As an individual, she has built SEL capacities over a lifetime, many through her time as an athlete. As an educator, she believes that an SEL aptitude should be common sense to an educator, though it helps to be able to name the capacities and create strategies around them.
For example, Brody recently noticed that one of her students was having some trouble with Self-Talk. The student’s inner narrative was inhibiting her ability to “let her brilliance shine through.” So they worked on it. Brody and the student now begin each day with affirmations. First thing in the morning, they remind each other that they are smart, kind, and hard-working. They cultivate self-talk that is empowering and grateful, and take that mindset into the rest of the day.
That strategy doesn’t surprise Molitor, who saw that quality on the field. “Melissa teaches young people to believe in themselves… when we coached together she showed athletes that being a good teammate and friend wouldn’t take away from winning, it would make the winning even more meaningful.”
Recently, Brody took a step back from coaching to start a family. She and her husband Jim Brody spend much of their time caring for their first son, Charlie. “I love every day of being a mom,” says Brody.
Her leadership is contained in the classroom these days, and although her successes cannot be measured in wins and losses, her impact is obvious.

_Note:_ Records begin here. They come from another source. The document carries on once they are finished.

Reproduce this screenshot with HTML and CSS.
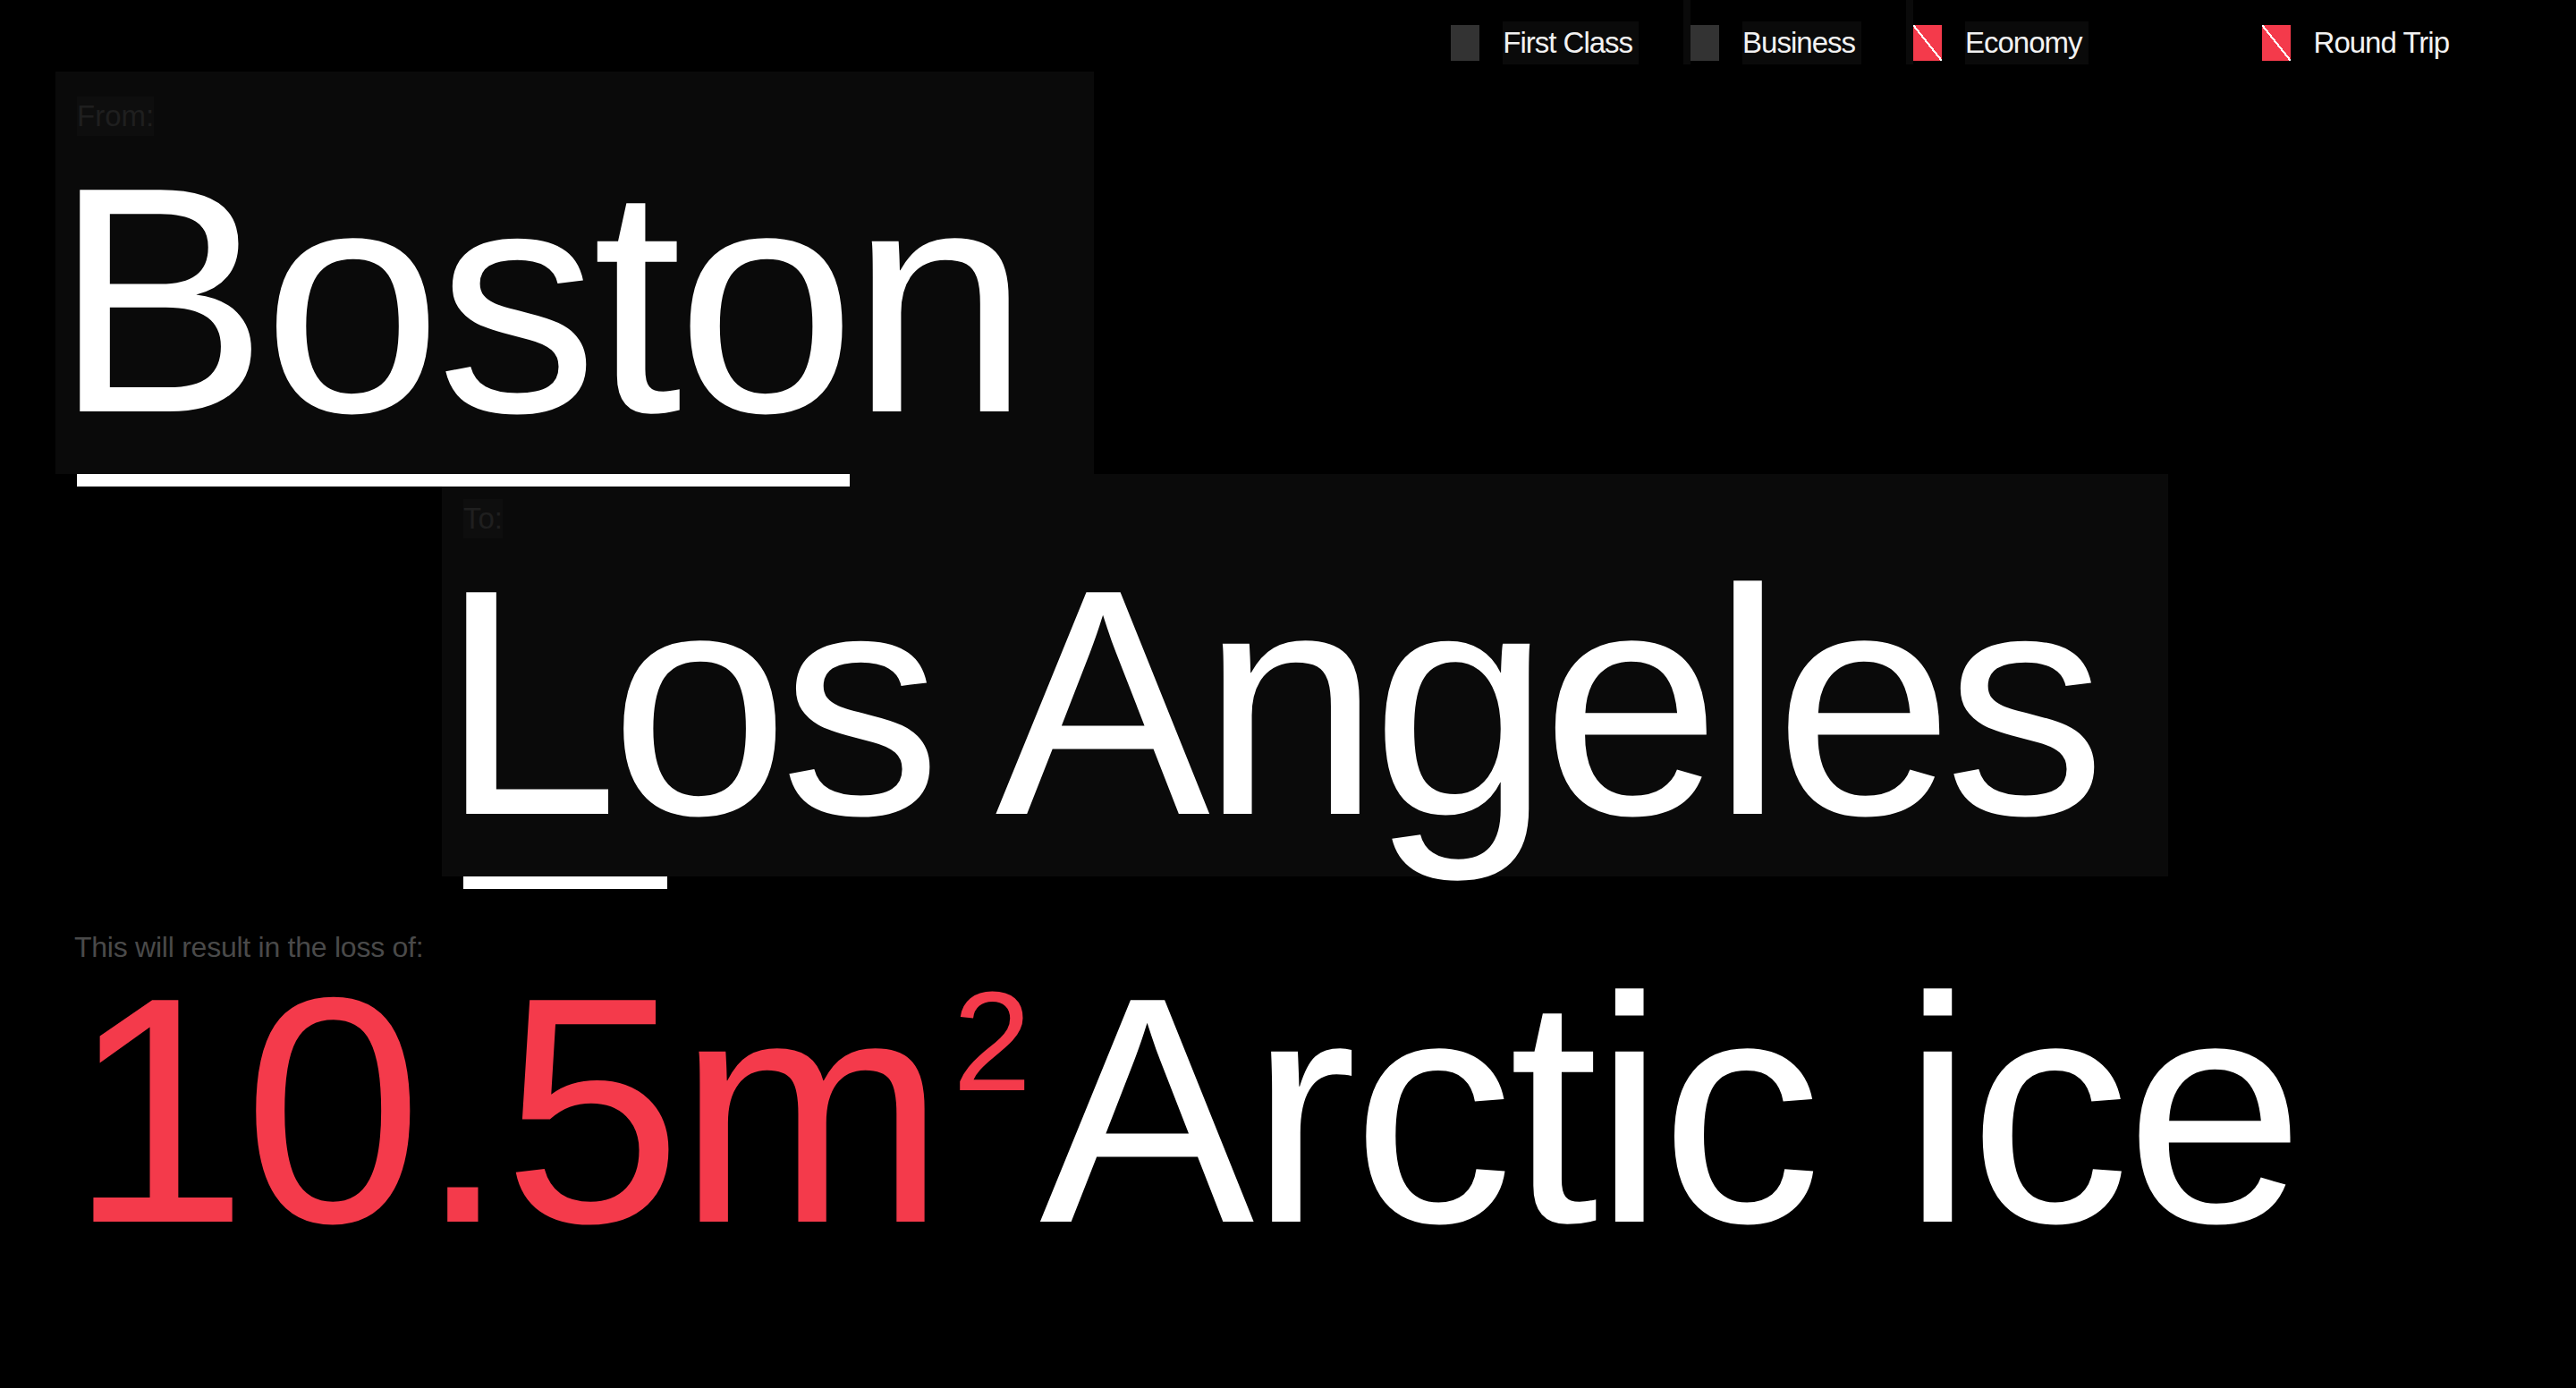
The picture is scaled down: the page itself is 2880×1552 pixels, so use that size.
FILE: index.html
```html
<!DOCTYPE html>
<html lang="en">
<head>
<meta charset="utf-8">
<title>Flight footprint</title>
<link rel="stylesheet" href="styles.css">
</head>
<body>
<header class="topbar">
  <div class="classes">
    <label class="opt"><input type="radio" name="cls" class="box"><span class="opt-text">First Class</span></label>
    <label class="opt"><input type="radio" name="cls" class="box"><span class="opt-text">Business</span></label>
    <label class="opt"><input type="radio" name="cls" class="box" checked><span class="opt-text">Economy</span></label>
  </div>
  <label class="opt opt-plain"><input type="checkbox" class="box" checked><span class="opt-text">Round Trip</span></label>
</header>
<main class="route">
  <section class="leg leg-from">
    <div class="field field-from">
      <span class="field-label">From:</span>
      <div class="city city-from">Boston</div>
    </div>
    <div class="bar" style="width:864px"></div>
  </section>
  <section class="leg leg-to">
    <div class="field field-to">
      <span class="field-label">To:</span>
      <div class="city city-to">Los Angeles</div>
    </div>
    <div class="bar" style="width:228px"></div>
  </section>
  <section class="result">
    <p class="result-label">This will result in the loss of:</p>
    <p class="result-value"><span class="amount">10.5m<sup class="unit">2</sup></span>Arctic ice</p>
  </section>
</main>
</body>
</html>
```
FILE: styles.css
```css
* { box-sizing: border-box; }

html, body {
  margin: 0;
  padding: 0;
  background: #000;
}

body {
  width: 2880px;
  height: 1552px;
  overflow: hidden;
  color: #fff;
  font-family: "Liberation Sans", Arial, Helvetica, sans-serif;
}

/* top options bar */
.topbar {
  display: flex;
  justify-content: flex-end;
  padding-right: 142px;
}

.classes {
  display: flex;
}

.opt {
  display: flex;
  align-items: center;
  gap: 26px;
  height: 72px;
  padding-top: 24px;
  padding-right: 50px;
  cursor: pointer;
}

.classes .opt + .opt {
  border-left: 8px solid #0a0a0a;
}

.opt-plain {
  margin-left: 144px;
  padding-right: 0;
}

.opt-text {
  font-size: 33px;
  line-height: 48px;
  letter-spacing: -1px;
  color: #f2f2f2;
  white-space: nowrap;
}

.classes .opt-text {
  background: #0a0a0a;
  padding-right: 7px;
}

.box {
  appearance: none;
  -webkit-appearance: none;
  display: block;
  flex: none;
  width: 32px;
  height: 40px;
  margin: 0;
  border: 0;
  border-radius: 0;
  background: #333;
}

.box:checked {
  background:
    linear-gradient(to top right,
      transparent calc(50% - 1.1px),
      #fff calc(50% - 1.1px),
      #fff calc(50% + 1.1px),
      transparent calc(50% + 1.1px)),
    #f43a4b;
}

/* route fields */
.route {
  padding-left: 62px;
  margin-top: 8px;
}

.field {
  display: flex;
  flex-direction: column;
  align-items: flex-start;
  background: #0a0a0a;
  padding: 28px 24px 15px;
}

.field-from { width: 1161px; }
.field-to { width: 1930px; }

.field-label {
  display: block;
  font-size: 33px;
  line-height: 44px;
  color: #1f1f1f;
  background: #0e0e0e;
}

.city {
  font-size: 360px;
  line-height: 1;
  padding-top: 3px;
  margin-left: -0.073em;
  white-space: nowrap;
}

.city-from { letter-spacing: -5.9px; }
.city-to { letter-spacing: -9.9px; }

.bar {
  position: relative;
  z-index: 1;
  height: 14px;
  margin-left: 24px;
  margin-bottom: -14px;
  background: #fff;
}

.leg-to {
  margin-left: 432px;
}

/* result */
.result {
  margin-top: 61px;
}

.result-label {
  margin: 0;
  padding-left: 21px;
  font-size: 32px;
  line-height: 36px;
  letter-spacing: -0.25px;
  color: #4a4a4a;
}

.result-value {
  margin: 11px 0 0 15px;
  font-size: 360px;
  line-height: 0.85;
  letter-spacing: -5.1px;
  white-space: nowrap;
}

.amount {
  color: #f43a4b;
  letter-spacing: -5.05px;
}

.unit {
  font-size: 158px;
  line-height: 0;
  letter-spacing: 0;
  vertical-align: 147px;
  margin-left: 13px;
  margin-right: 9px;
}
```
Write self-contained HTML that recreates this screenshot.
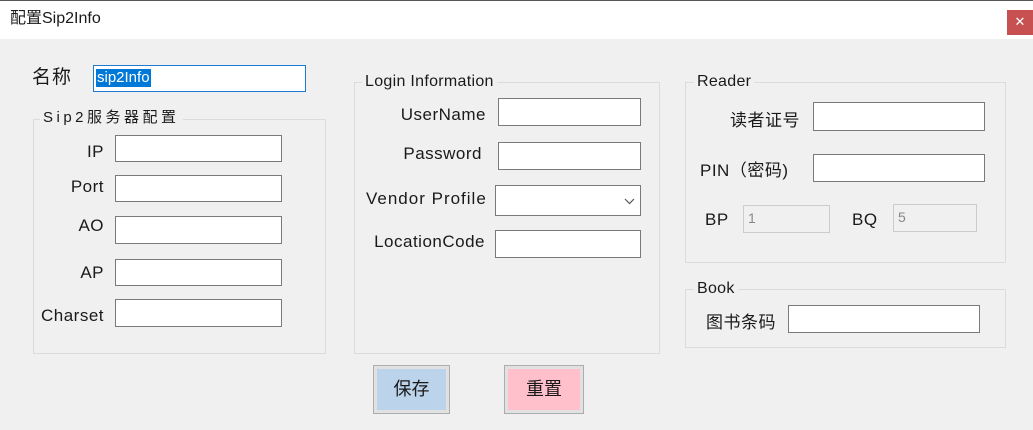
<!DOCTYPE html>
<html><head><meta charset="utf-8"><style>
*{box-sizing:border-box;margin:0;padding:0}
body{width:1033px;height:430px;background:#f0f0f0;position:relative;overflow:hidden;font-family:"Liberation Sans","Noto Sans CJK SC",sans-serif;color:#1a1a1a}
.a{position:absolute}
.t{position:absolute;font-size:17px;line-height:20px;white-space:nowrap;letter-spacing:0.5px}
.r{text-align:right;width:120px}
.in{position:absolute;background:#fff;border:1px solid #7a7a7a}
.dis{position:absolute;background:#f0f0f0;border:1px solid #ccc;font-size:14px;color:#888;padding:3px 4px;line-height:18px}
.g{position:absolute;border:1px solid #dcdcdc}
.gl{position:absolute;background:#f0f0f0;font-size:16px;line-height:18px;padding:0 3px;white-space:nowrap;letter-spacing:0.3px}
</style></head><body>
<div class="a" style="left:0;top:0;width:1033px;height:39px;background:#fff;border-top:1px solid #555"></div>
<div class="t" style="left:10px;top:9px;font-size:16px;letter-spacing:0">配置Sip2Info</div>
<div class="a" style="left:1007px;top:10px;width:26px;height:25px;background:#c75050;color:#fff;font-size:13px;text-align:center;line-height:24px">✕</div>

<div class="t" style="left:32px;top:67px;font-size:19px;line-height:22px;letter-spacing:1px">名称</div>
<div class="in" style="left:93px;top:65px;width:213px;height:27px;border-color:#1f7ad4"><span style="position:absolute;left:2px;top:3px;background:#0078d7;color:#fff;font-size:15px;line-height:18px;padding:0 1px">sip2Info</span></div>

<div class="g" style="left:33px;top:119px;width:293px;height:235px"></div>
<div class="gl" style="left:40px;top:109px;letter-spacing:3.5px;font-size:15px">Sip2服务器配置</div>
<div class="t r" style="left:-16px;top:142px">IP</div>
<div class="in" style="left:115px;top:135px;width:167px;height:27px"></div>
<div class="t r" style="left:-16px;top:177px">Port</div>
<div class="in" style="left:115px;top:175px;width:167px;height:27px"></div>
<div class="t r" style="left:-16px;top:216px">AO</div>
<div class="in" style="left:115px;top:216px;width:167px;height:28px"></div>
<div class="t r" style="left:-16px;top:263px">AP</div>
<div class="in" style="left:115px;top:259px;width:167px;height:27px"></div>
<div class="t r" style="left:-16px;top:306px">Charset</div>
<div class="in" style="left:115px;top:299px;width:167px;height:28px"></div>

<div class="g" style="left:354px;top:82px;width:306px;height:272px"></div>
<div class="gl" style="left:362px;top:73px">Login Information</div>
<div class="t r" style="left:366px;top:105px">UserName</div>
<div class="in" style="left:498px;top:98px;width:143px;height:28px"></div>
<div class="t r" style="left:362px;top:144px">Password</div>
<div class="in" style="left:498px;top:142px;width:143px;height:28px"></div>
<div class="t" style="left:366px;top:189px;letter-spacing:1px">Vendor Profile</div>
<div class="in" style="left:495px;top:185px;width:146px;height:31px"><svg class="a" style="left:128px;top:12px" width="11" height="7"><path d="M1 1L5.5 5.5L10 1" stroke="#555" fill="none" stroke-width="1.2"/></svg></div>
<div class="t r" style="left:365px;top:232px">LocationCode</div>
<div class="in" style="left:495px;top:230px;width:146px;height:28px"></div>

<div class="g" style="left:685px;top:82px;width:321px;height:181px"></div>
<div class="gl" style="left:694px;top:73px">Reader</div>
<div class="t" style="left:730px;top:111px">读者证号</div>
<div class="in" style="left:813px;top:102px;width:172px;height:29px"></div>
<div class="t" style="left:700px;top:161px">PIN（密码)</div>
<div class="in" style="left:813px;top:154px;width:172px;height:28px"></div>
<div class="t" style="left:705px;top:210px">BP</div>
<div class="dis" style="left:743px;top:205px;width:87px;height:28px">1</div>
<div class="t" style="left:852px;top:210px">BQ</div>
<div class="dis" style="left:893px;top:204px;width:84px;height:28px">5</div>

<div class="g" style="left:685px;top:289px;width:321px;height:59px"></div>
<div class="gl" style="left:694px;top:280px">Book</div>
<div class="t" style="left:706px;top:313px">图书条码</div>
<div class="in" style="left:788px;top:305px;width:192px;height:28px"></div>

<div class="a" style="left:373px;top:365px;width:77px;height:49px;background:#bcd3ec;border:1px solid #adadad;outline:3px solid #e1e1e1;outline-offset:-4px;font-size:18px;text-align:center;line-height:47px">保存</div>
<div class="a" style="left:504px;top:365px;width:80px;height:49px;background:#ffc0cb;border:1px solid #adadad;outline:3px solid #e1e1e1;outline-offset:-4px;font-size:18px;text-align:center;line-height:47px">重置</div>
</body></html>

It doesn’t matter if it’s a field or a classroom, education is all about relationships.
“I loved coaching and I love teaching. The only thing that’s changed is the way the outside world measures my success,” she says, noting that there is no conference championship for 3rd grade educators.
“But for me,” says Brody, “it has always been about the same things. It doesn’t matter if it’s a field or a classroom, education is all about relationships.”
If you get the relationships piece right, performance results will follow.
“There’s that old saying,” Brody reminds us, “that if you do what you love you’ll never work a day in your life. That works both ways.”
Love what you do. It’s a mindset. Apparently, it works.